EXTRACTED RECORDS ::
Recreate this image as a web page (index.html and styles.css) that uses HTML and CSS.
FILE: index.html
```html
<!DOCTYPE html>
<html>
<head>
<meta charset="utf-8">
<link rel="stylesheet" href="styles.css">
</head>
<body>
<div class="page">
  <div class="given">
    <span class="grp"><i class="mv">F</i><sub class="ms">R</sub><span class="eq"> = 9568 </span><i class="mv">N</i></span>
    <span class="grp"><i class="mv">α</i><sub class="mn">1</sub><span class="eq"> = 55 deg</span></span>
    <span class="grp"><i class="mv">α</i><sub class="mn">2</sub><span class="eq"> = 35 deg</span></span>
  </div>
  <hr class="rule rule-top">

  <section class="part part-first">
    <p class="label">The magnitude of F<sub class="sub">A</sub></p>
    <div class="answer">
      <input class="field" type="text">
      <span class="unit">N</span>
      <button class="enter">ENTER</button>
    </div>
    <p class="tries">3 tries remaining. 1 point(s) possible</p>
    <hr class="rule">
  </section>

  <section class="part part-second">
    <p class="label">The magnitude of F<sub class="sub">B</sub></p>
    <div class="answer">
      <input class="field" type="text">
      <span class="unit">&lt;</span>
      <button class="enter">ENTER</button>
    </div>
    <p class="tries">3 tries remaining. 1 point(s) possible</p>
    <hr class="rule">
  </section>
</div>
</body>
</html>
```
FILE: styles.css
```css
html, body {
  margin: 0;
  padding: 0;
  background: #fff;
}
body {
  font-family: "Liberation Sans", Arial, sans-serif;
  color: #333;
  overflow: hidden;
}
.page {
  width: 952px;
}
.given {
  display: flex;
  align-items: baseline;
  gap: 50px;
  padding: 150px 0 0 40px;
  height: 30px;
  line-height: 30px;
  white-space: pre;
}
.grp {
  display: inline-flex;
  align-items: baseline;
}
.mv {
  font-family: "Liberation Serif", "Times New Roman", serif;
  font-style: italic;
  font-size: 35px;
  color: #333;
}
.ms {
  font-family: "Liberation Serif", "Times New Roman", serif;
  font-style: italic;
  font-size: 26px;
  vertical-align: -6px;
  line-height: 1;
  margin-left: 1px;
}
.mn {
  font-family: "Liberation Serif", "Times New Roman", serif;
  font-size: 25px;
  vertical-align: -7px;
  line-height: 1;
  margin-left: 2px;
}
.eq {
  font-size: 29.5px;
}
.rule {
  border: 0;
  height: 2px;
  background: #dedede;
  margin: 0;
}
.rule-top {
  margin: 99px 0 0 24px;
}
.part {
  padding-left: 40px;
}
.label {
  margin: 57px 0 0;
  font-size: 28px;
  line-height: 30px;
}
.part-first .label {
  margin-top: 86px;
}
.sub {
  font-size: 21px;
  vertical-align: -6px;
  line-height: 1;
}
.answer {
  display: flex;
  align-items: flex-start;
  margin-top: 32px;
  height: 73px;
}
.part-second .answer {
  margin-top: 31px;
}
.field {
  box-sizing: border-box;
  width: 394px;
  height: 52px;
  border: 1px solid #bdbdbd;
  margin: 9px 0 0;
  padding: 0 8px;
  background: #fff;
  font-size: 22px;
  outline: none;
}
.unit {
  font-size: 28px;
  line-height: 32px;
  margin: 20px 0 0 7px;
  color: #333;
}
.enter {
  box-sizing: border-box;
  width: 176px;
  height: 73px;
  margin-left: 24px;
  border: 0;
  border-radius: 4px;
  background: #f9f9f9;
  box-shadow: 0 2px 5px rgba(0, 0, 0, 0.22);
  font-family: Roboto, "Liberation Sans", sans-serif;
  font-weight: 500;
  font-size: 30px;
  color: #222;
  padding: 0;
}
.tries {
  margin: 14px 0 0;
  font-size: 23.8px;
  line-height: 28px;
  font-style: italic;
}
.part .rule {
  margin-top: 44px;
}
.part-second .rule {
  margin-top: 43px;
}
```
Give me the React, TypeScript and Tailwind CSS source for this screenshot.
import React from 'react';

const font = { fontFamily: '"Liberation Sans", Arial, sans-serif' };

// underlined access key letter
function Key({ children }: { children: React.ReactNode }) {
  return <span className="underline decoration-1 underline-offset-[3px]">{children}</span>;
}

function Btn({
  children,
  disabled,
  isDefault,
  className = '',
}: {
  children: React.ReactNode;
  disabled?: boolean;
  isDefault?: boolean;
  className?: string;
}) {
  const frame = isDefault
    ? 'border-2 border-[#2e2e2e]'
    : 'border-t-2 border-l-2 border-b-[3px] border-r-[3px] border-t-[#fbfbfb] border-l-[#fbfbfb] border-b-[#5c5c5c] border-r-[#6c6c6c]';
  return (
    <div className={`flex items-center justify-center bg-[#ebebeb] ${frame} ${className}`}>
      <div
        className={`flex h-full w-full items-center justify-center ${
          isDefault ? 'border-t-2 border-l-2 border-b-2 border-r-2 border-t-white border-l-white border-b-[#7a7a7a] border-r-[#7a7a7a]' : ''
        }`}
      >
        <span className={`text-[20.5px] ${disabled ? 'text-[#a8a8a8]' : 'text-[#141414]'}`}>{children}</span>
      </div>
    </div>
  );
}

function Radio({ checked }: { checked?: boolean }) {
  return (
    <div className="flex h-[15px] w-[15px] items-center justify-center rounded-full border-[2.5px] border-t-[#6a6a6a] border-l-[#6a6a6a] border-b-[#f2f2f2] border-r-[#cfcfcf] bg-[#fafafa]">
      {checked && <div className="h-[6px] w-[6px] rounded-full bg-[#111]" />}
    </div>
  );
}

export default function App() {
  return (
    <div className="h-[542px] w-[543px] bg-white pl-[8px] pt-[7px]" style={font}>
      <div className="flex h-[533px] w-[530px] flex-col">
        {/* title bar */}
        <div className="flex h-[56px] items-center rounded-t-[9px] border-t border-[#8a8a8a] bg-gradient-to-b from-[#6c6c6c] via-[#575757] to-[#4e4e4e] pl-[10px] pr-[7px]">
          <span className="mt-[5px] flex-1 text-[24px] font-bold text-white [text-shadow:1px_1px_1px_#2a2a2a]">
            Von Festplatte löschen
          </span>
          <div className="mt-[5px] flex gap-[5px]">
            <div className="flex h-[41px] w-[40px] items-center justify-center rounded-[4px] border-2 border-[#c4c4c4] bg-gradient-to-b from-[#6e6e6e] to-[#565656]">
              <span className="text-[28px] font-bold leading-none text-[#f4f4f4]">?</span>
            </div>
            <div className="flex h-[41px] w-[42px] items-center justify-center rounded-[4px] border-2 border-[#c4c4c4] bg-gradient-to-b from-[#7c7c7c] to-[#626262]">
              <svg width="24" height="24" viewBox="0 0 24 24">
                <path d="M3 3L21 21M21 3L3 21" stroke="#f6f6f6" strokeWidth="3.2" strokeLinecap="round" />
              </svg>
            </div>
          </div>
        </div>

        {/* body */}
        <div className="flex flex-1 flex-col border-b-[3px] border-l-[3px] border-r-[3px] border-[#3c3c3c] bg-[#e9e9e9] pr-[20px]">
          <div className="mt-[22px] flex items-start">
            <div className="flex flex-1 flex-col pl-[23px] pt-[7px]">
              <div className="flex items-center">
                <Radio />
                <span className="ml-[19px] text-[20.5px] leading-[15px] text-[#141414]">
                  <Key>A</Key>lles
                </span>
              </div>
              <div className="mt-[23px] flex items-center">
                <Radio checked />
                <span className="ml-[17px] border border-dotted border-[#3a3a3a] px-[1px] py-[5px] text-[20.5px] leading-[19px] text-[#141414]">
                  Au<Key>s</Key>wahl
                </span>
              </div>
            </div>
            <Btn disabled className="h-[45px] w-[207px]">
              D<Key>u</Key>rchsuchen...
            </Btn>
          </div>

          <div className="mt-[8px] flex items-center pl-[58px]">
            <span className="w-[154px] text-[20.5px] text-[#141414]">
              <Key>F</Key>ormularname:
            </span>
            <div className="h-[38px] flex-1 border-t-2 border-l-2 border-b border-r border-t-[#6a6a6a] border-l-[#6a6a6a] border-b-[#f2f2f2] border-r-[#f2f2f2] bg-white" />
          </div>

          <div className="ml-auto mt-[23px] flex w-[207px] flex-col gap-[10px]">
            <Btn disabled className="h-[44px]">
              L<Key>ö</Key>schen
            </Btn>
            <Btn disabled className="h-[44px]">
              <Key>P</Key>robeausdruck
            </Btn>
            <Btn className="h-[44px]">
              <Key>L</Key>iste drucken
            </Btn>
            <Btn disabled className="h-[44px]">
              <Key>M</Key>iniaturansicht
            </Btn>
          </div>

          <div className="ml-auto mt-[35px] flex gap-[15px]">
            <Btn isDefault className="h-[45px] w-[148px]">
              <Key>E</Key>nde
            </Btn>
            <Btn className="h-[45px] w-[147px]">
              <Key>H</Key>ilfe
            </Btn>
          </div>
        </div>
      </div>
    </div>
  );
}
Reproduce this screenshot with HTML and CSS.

EXERCISE DIRECTIONS :: Where a line of the data holds "styles", show that line.

CORRECT OUTPUT ::
Recreate this image as a web page (index.html and styles.css) that uses HTML and CSS.
<link rel="stylesheet" href="styles.css">
FILE: styles.css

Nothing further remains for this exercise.